WHAT IS REQUIRED – Reproduce the data exactly and drop any pictures it holds.

MATERIAL –
________________________

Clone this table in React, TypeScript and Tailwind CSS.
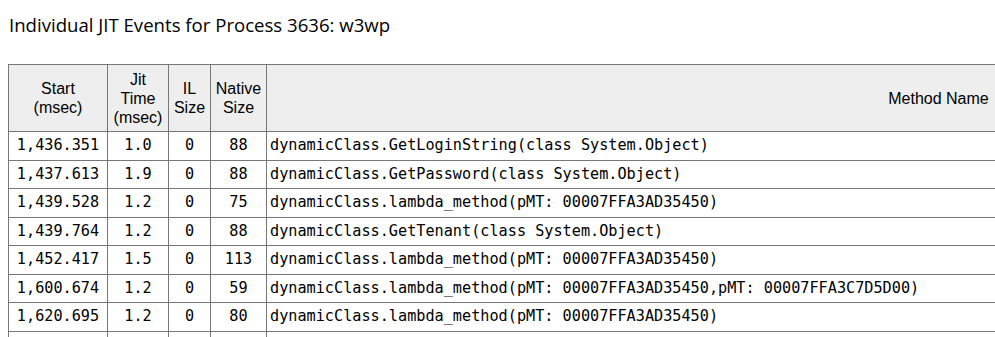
import React from 'react';

type JitEvent = {
  start: string;
  jitTime: string;
  ilSize: string;
  nativeSize: string;
  method: string;
};

const events: JitEvent[] = [
  { start: '1,436.351', jitTime: '1.0', ilSize: '0', nativeSize: '88', method: 'dynamicClass.GetLoginString(class System.Object)' },
  { start: '1,437.613', jitTime: '1.9', ilSize: '0', nativeSize: '88', method: 'dynamicClass.GetPassword(class System.Object)' },
  { start: '1,439.528', jitTime: '1.2', ilSize: '0', nativeSize: '75', method: 'dynamicClass.lambda_method(pMT: 00007FFA3AD35450)' },
  { start: '1,439.764', jitTime: '1.2', ilSize: '0', nativeSize: '88', method: 'dynamicClass.GetTenant(class System.Object)' },
  { start: '1,452.417', jitTime: '1.5', ilSize: '0', nativeSize: '113', method: 'dynamicClass.lambda_method(pMT: 00007FFA3AD35450)' },
  { start: '1,600.674', jitTime: '1.2', ilSize: '0', nativeSize: '59', method: 'dynamicClass.lambda_method(pMT: 00007FFA3AD35450,pMT: 00007FFA3C7D5D00)' },
  { start: '1,620.695', jitTime: '1.2', ilSize: '0', nativeSize: '80', method: 'dynamicClass.lambda_method(pMT: 00007FFA3AD35450)' },
];

const App: React.FC = () => {
  const th = 'border border-[#777777] bg-[#eeeeee] px-[2px] font-normal text-center align-middle leading-[19px]';
  const td = 'border border-[#777777] h-[28.5px] py-0 text-center whitespace-nowrap';

  return (
    <div className="w-[995px] h-[337px] overflow-hidden bg-white text-black">
      <div className="px-2 pt-[13px]">
        <h1 className="text-[18.6px] leading-[24px] font-normal font-['Open_Sans',sans-serif] ml-px">
          Individual JIT Events for Process 3636: w3wp
        </h1>
        <table className="mt-[27px] table-fixed border-collapse w-[1603px] font-['Liberation_Sans',Arial,sans-serif] text-[16px]">
          <colgroup>
            <col className="w-[99px]" />
            <col className="w-[61px]" />
            <col className="w-[42px]" />
            <col className="w-[56px]" />
            <col />
          </colgroup>
          <thead>
            <tr className="h-[67px]">
              <th className={th}>Start<br />(msec)</th>
              <th className={th}>Jit<br />Time<br />(msec)</th>
              <th className={th}>IL<br />Size</th>
              <th className={th}>Native<br />Size</th>
              <th className={th}>Method Name</th>
            </tr>
          </thead>
          <tbody className="font-['DejaVu_Sans_Mono',monospace] text-[15.2px]">
            {events.map((e, i) => (
              <tr key={i}>
                <td className={td}>{e.start}</td>
                <td className={td}>{e.jitTime}</td>
                <td className={td}>{e.ilSize}</td>
                <td className={td}>{e.nativeSize}</td>
                <td className={`${td} !text-left pl-[3px]`}>{e.method}</td>
              </tr>
            ))}
            {/* next row is scrolled past the bottom edge; only its borders show */}
            <tr>
              <td className={td} />
              <td className={td} />
              <td className={td} />
              <td className={td} />
              <td className={td} />
            </tr>
          </tbody>
        </table>
      </div>
    </div>
  );
};

export default App;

________________________

THE COMPLETED TASK –
Clone this table in React, TypeScript and Tailwind CSS.
import React from 'react';

type JitEvent = {
  start: string;
  jitTime: string;
  ilSize: string;
  nativeSize: string;
  method: string;
};

const events: JitEvent[] = [
  { start: '1,436.351', jitTime: '1.0', ilSize: '0', nativeSize: '88', method: 'dynamicClass.GetLoginString(class System.Object)' },
  { start: '1,437.613', jitTime: '1.9', ilSize: '0', nativeSize: '88', method: 'dynamicClass.GetPassword(class System.Object)' },
  { start: '1,439.528', jitTime: '1.2', ilSize: '0', nativeSize: '75', method: 'dynamicClass.lambda_method(pMT: 00007FFA3AD35450)' },
  { start: '1,439.764', jitTime: '1.2', ilSize: '0', nativeSize: '88', method: 'dynamicClass.GetTenant(class System.Object)' },
  { start: '1,452.417', jitTime: '1.5', ilSize: '0', nativeSize: '113', method: 'dynamicClass.lambda_method(pMT: 00007FFA3AD35450)' },
  { start: '1,600.674', jitTime: '1.2', ilSize: '0', nativeSize: '59', method: 'dynamicClass.lambda_method(pMT: 00007FFA3AD35450,pMT: 00007FFA3C7D5D00)' },
  { start: '1,620.695', jitTime: '1.2', ilSize: '0', nativeSize: '80', method: 'dynamicClass.lambda_method(pMT: 00007FFA3AD35450)' },
];

const App: React.FC = () => {
  const th = 'border border-[#777777] bg-[#eeeeee] px-[2px] font-normal text-center align-middle leading-[19px]';
  const td = 'border border-[#777777] h-[28.5px] py-0 text-center whitespace-nowrap';

  return (
    <div className="w-[995px] h-[337px] overflow-hidden bg-white text-black">
      <div className="px-2 pt-[13px]">
        <h1 className="text-[18.6px] leading-[24px] font-normal font-['Open_Sans',sans-serif] ml-px">
          Individual JIT Events for Process 3636: w3wp
        </h1>
        <table className="mt-[27px] table-fixed border-collapse w-[1603px] font-['Liberation_Sans',Arial,sans-serif] text-[16px]">
          <colgroup>
            <col className="w-[99px]" />
            <col className="w-[61px]" />
            <col className="w-[42px]" />
            <col className="w-[56px]" />
            <col />
          </colgroup>
          <thead>
            <tr className="h-[67px]">
              <th className={th}>Start<br />(msec)</th>
              <th className={th}>Jit<br />Time<br />(msec)</th>
              <th className={th}>IL<br />Size</th>
              <th className={th}>Native<br />Size</th>
              <th className={th}>Method Name</th>
            </tr>
          </thead>
          <tbody className="font-['DejaVu_Sans_Mono',monospace] text-[15.2px]">
            {events.map((e, i) => (
              <tr key={i}>
                <td className={td}>{e.start}</td>
                <td className={td}>{e.jitTime}</td>
                <td className={td}>{e.ilSize}</td>
                <td className={td}>{e.nativeSize}</td>
                <td className={`${td} !text-left pl-[3px]`}>{e.method}</td>
              </tr>
            ))}
            {/* next row is scrolled past the bottom edge; only its borders show */}
            <tr>
              <td className={td} />
              <td className={td} />
              <td className={td} />
              <td className={td} />
              <td className={td} />
            </tr>
          </tbody>
        </table>
      </div>
    </div>
  );
};

export default App;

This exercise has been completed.